Lo peor que está sucediendo en la negociación del Tratado de Libre Comercio con Estados Unidos es el contagio del apuro, la ofuscación y la trivialidad de la ministra Baki. La tan gastada figura de la pérdida del tren de la historia no sirve de justificación en este caso, cuando ni siquiera se ha preparado el equipaje para embarcarse en un viaje incierto y sin rumbo definido. Como van las cosas, es probable que solamente una vez que el país haya subido a bordo comience a averiguar por el destino, las escalas y las condiciones de la aventura.

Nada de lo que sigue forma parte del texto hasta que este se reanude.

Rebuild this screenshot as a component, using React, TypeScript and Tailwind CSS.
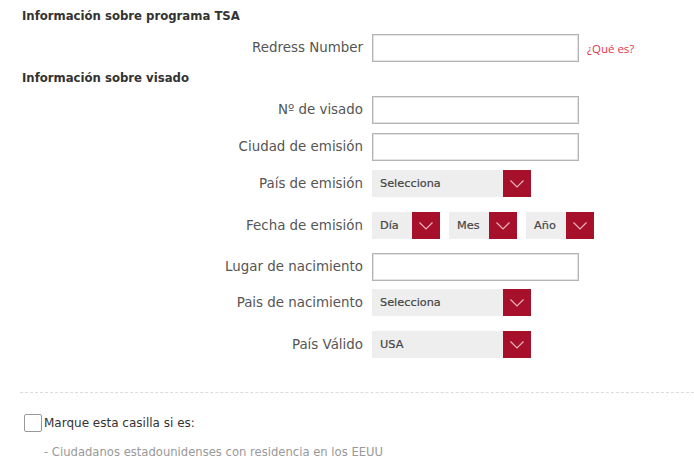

Con el voluntarismo que surge de la ausencia de objetivos y de programación, se ha buscado un poco de asistencia técnica por acá y otro tanto de relaciones públicas por allá. Pero todo eso es insuficiente para ocultar la improvisación.
Creer que el problema se resuelve en lo técnico o que se reduce a la manera en que se comunican las cosas es ocultarse una realidad que debió ser detenidamente considerada antes de iniciar cualquier negociación. Si se hubiera hecho eso se habría comprendido que los obstáculos vienen desde lo más profundo de la economía y de la política y que, por tanto, no pueden solucionarse con un par de consultores por exitosa que haya sido su experiencia en otros países.

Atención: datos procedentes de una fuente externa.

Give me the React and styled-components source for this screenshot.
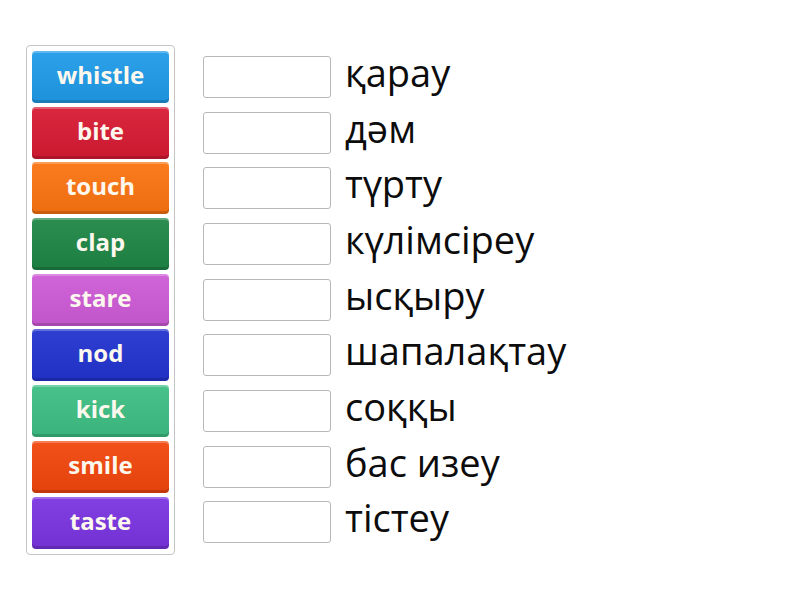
import React from 'react';
import styled, { createGlobalStyle } from 'styled-components';

const GlobalStyle = createGlobalStyle`
  body {
    margin: 0;
    background: #ffffff;
    font-family: 'Open Sans', 'Noto Sans', sans-serif;
  }
`;

const words = [
  { label: 'whistle', color: '#1f9be8' },
  { label: 'bite', color: '#d71a33' },
  { label: 'touch', color: '#fb7410' },
  { label: 'clap', color: '#1f8646' },
  { label: 'stare', color: '#cd5ad6' },
  { label: 'nod', color: '#2233cf' },
  { label: 'kick', color: '#3dbf83' },
  { label: 'smile', color: '#f2460c' },
  { label: 'taste', color: '#7a33e0' },
];

const targets = [
  'қарау',
  'дәм',
  'түрту',
  'күлімсіреу',
  'ысқыру',
  'шапалақтау',
  'соққы',
  'бас изеу',
  'тістеу',
];

const Page = styled.div`
  display: flex;
  align-items: flex-start;
  gap: 28px;
  padding: 45px 0 0 26px;
  width: 800px;
  height: 600px;
  box-sizing: border-box;
`;

const Bank = styled.div`
  display: flex;
  flex-direction: column;
  gap: 3.7px;
  padding: 5px;
  border: 1px solid #c4c4c4;
  border-radius: 4px;
`;

const Tile = styled.div`
  width: 137px;
  height: 52px;
  box-sizing: border-box;
  display: flex;
  align-items: center;
  justify-content: center;
  border-radius: 4px;
  background: linear-gradient(
      rgba(255, 255, 255, 0.06),
      rgba(0, 0, 0, 0.06)
    ),
    ${({ $color }) => $color};
  box-shadow: inset 0 2px 0 rgba(255, 255, 255, 0.25),
    inset 0 -3px 0 rgba(0, 0, 0, 0.15);
  color: #fdf8ee;
  font-size: 24px;
  font-weight: 700;
  padding-bottom: 5px;
`;

const Answers = styled.div`
  display: flex;
  flex-direction: column;
  padding-top: 4px;
`;

const Row = styled.div`
  display: flex;
  align-items: center;
  gap: 14px;
  height: 55.7px;
`;

const Slot = styled.div`
  width: 128px;
  height: 42px;
  box-sizing: border-box;
  border: 1px solid #b8b8b8;
  border-radius: 3px;
  background: #fff;
`;

const Word = styled.span`
  font-size: 38px;
  line-height: 1;
  color: #0c0c0c;
  padding-bottom: 10px;
`;

export default function App() {
  return (
    <>
      <GlobalStyle />
      <Page>
        <Bank>
          {words.map((w) => (
            <Tile key={w.label} $color={w.color}>
              {w.label}
            </Tile>
          ))}
        </Bank>
        <Answers>
          {targets.map((t) => (
            <Row key={t}>
              <Slot />
              <Word>{t}</Word>
            </Row>
          ))}
        </Answers>
      </Page>
    </>
  );
}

El engañoso nombre del tratado, que alude solamente al comercio –apenas una de las partes de todo lo que se halla en juego–, ha sido aliciente para la obstinación. La idea generalizada de que todo se reduce a aranceles y subsidios impide comprender la magnitud del paso que se está dando y cierra el camino para entrar en los aspectos de fondo. Y estos no son otros que las condiciones en que se insertará el Ecuador en el mundo globalizado y las condiciones internas con que cuenta para hacerlo. Competitividad, eficiencia, productividad, son palabras vacías cuando se las divorcia de su entorno, y eso es lo que se está haciendo.

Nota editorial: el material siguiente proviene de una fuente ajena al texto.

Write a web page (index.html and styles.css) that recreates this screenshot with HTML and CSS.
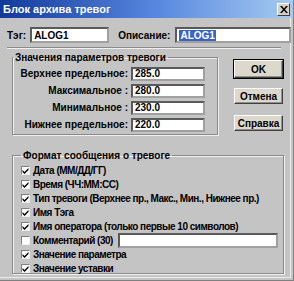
FILE: index.html
```html
<!DOCTYPE html>
<html lang="ru">
<head>
    <meta charset="UTF-8">
    <title>Блок архива тревог</title>
    <link rel="stylesheet" href="styles.css">
</head>
<body>
    <div class="dialog">
        <div class="titlebar">
            <span class="title">Блок архива тревог</span>
            <span class="close">
                <svg width="8" height="7" viewBox="0 0 8 7"><path d="M0 0h2l2 2.5L6 0h2L5 3.5 8 7H6L4 4.5 2 7H0l3-3.5z" fill="#000"/></svg>
            </span>
        </div>

        <div class="content">
            <div class="tag-row">
                <span class="lbl">Тэг:</span>
                <span class="field tag-field">ALOG1</span>
                <span class="lbl desc-lbl">Описание:</span>
                <span class="field desc-field"><span class="selected">ALOG1</span></span>
            </div>
            <div class="separator"></div>

            <div class="middle">
                <fieldset class="group limits">
                    <legend>Значения параметров тревоги</legend>
                    <div class="limit-row"><span class="lbl">Верхнее предельное:</span><span class="field num">285.0</span></div>
                    <div class="limit-row"><span class="lbl">Максимальное :</span><span class="field num">280.0</span></div>
                    <div class="limit-row"><span class="lbl">Минимальное :</span><span class="field num">230.0</span></div>
                    <div class="limit-row"><span class="lbl">Нижнее предельное:</span><span class="field num">220.0</span></div>
                </fieldset>
                <div class="buttons">
                    <button class="btn default">OK</button>
                    <button class="btn">Отмена</button>
                    <button class="btn">Справка</button>
                </div>
            </div>

            <fieldset class="group format">
                <legend>Формат сообщения о тревоге</legend>
                <div class="check-row"><span class="box checked"></span>Дата (ММ/ДД/ГГ)</div>
                <div class="check-row"><span class="box checked"></span>Время (ЧЧ:ММ:СС)</div>
                <div class="check-row"><span class="box checked"></span>Тип тревоги (Верхнее пр., Макс., Мин., Нижнее пр.)</div>
                <div class="check-row"><span class="box checked"></span>Имя Тэга</div>
                <div class="check-row"><span class="box checked"></span>Имя оператора (только первые 10 символов)</div>
                <div class="check-row"><span class="box"></span><span class="comment-label">Комментарий (30)</span><span class="field comment-field"></span></div>
                <div class="check-row"><span class="box checked"></span>Значение параметра</div>
                <div class="check-row"><span class="box checked"></span>Значение уставки</div>
            </fieldset>
        </div>
    </div>
</body>
</html>
```

FILE: styles.css
```css
body {
    margin: 0;
    padding: 0;
    background-color: #c4c4c4;
    font-family: "Liberation Sans", Arial, sans-serif;
    font-size: 10px;
    font-weight: bold;
    color: #000;
}

.dialog {
    width: 294px;
    height: 281px;
    box-sizing: border-box;
    background-color: #c4c4c4;
    border-right: 1px solid #808080;
    border-bottom: 1px solid #808080;
    box-shadow: inset -2px -2px 0 #c4c4c4, inset -3px -3px 0 #ececec;
}

.titlebar {
    height: 18px;
    display: flex;
    align-items: center;
    justify-content: space-between;
    padding: 0 3px 0 3px;
    background: linear-gradient(to right, #12399c, #5a8ae0 55%, #a6caf0);
}

.title {
    color: #fff;
    font-size: 11px;
    font-weight: bold;
}

.close {
    width: 11px;
    height: 11px;
    display: flex;
    align-items: center;
    justify-content: center;
    background-color: #d4d0c8;
    border: 1px solid;
    border-color: #fff #404040 #404040 #fff;
}

.content {
    padding: 9px 0 0 7px;
}

.tag-row {
    display: flex;
    align-items: center;
    height: 16px;
}

.field {
    display: flex;
    align-items: center;
    box-sizing: border-box;
    background-color: #fff;
    border: 2px solid;
    border-color: #5a5a5a #a0a0a0 #a0a0a0 #5a5a5a;
    padding-left: 2px;
}

.tag-field {
    margin-left: 4px;
    width: 79px;
    height: 16px;
}

.desc-lbl {
    margin-left: 9px;
}

.desc-field {
    margin-left: 5px;
    width: 116px;
    height: 16px;
}

.selected {
    background-color: #3a63c8;
    color: #fff;
    padding: 0 1px;
}

.separator {
    width: 274px;
    height: 1px;
    margin-top: 4px;
    background-color: #8a8a8a;
    border-bottom: 1px solid #f0f0f0;
}

.middle {
    display: flex;
    margin-top: 3px;
}

.group {
    margin: 0;
    border: 1px solid #8a8a8a;
    box-shadow: 1px 1px 0 #f0f0f0, inset 1px 1px 0 #f0f0f0;
    padding: 0;
}

.group legend {
    padding: 0 2px;
}

.limits {
    margin-left: 5px;
    width: 206px;
    height: 83px;
    box-sizing: border-box;
    padding: 2px 0 0 0;
}

.limit-row {
    display: flex;
    justify-content: flex-end;
    align-items: center;
    height: 17px;
    padding-right: 12px;
}

.limit-row .lbl {
    margin-right: 3px;
}

.num {
    width: 74px;
    height: 14px;
}

.buttons {
    display: flex;
    flex-direction: column;
    margin-left: 16px;
    margin-top: 8px;
}

.btn {
    width: 49px;
    height: 16px;
    margin-bottom: 11px;
    padding: 0;
    font-family: inherit;
    font-size: 10px;
    font-weight: bold;
    background-color: #dcd8cc;
    border: 1px solid;
    border-color: #fff #404040 #404040 #fff;
    box-shadow: inset -1px -1px 0 #909090;
}

.btn.default {
    height: 18px;
    margin-bottom: 10px;
    outline: 1px solid #000;
}

.format {
    margin: 8px 0 0 5px;
    width: 272px;
    height: 124px;
    box-sizing: border-box;
    padding: 2px 0 0 8px;
}

.check-row {
    display: flex;
    align-items: center;
    height: 14px;
    white-space: nowrap;
    letter-spacing: -0.5px;
}

.box {
    width: 9px;
    height: 9px;
    box-sizing: border-box;
    margin-right: 3px;
    background-color: #fff;
    border: 1px solid;
    border-color: #808080 #f0f0f0 #f0f0f0 #808080;
}

.box.checked {
    background: #fff url("data:image/svg+xml;utf8,<svg xmlns='http://www.w3.org/2000/svg' width='7' height='7'><path d='M0.5 3l2 2 4-4v2l-4 4-2-2z' fill='black'/></svg>") no-repeat center;
}

.comment-label {
    width: 85px;
}

.comment-field {
    width: 160px;
    height: 15px;
}
```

No es necesario estar en contra del TLC para ser pesimista. Por el contrario, el acuerdo podría ser un motor poderoso para el desarrollo nacional, pero para que eso funcione se deben mirar previamente las condiciones internas. Más allá de floricultores y atuneros, hay que ver al país en su conjunto. Un país que en veinticinco años no ha sido capaz de definir las reglas de su economía, que ha vivido entre bloqueos y vetos de los intereses particulares, que ha incrementado el número de pobres, que ha profundizado la brecha en los ingresos. Un país que ha reducido el presupuesto de educación y salud, que no cuenta con un sistema de seguridad social y que desde que se dolarizó no puede competir en el exterior porque ya no puede exportar pobreza bajo la forma de bajos salarios. Un país que no es la fanfarria de Miss Universo. A ese país no se le puede pedir que ponga las mínimas bases para una negociación. Apenas se puede esperar que acate su condición de socio insignificante.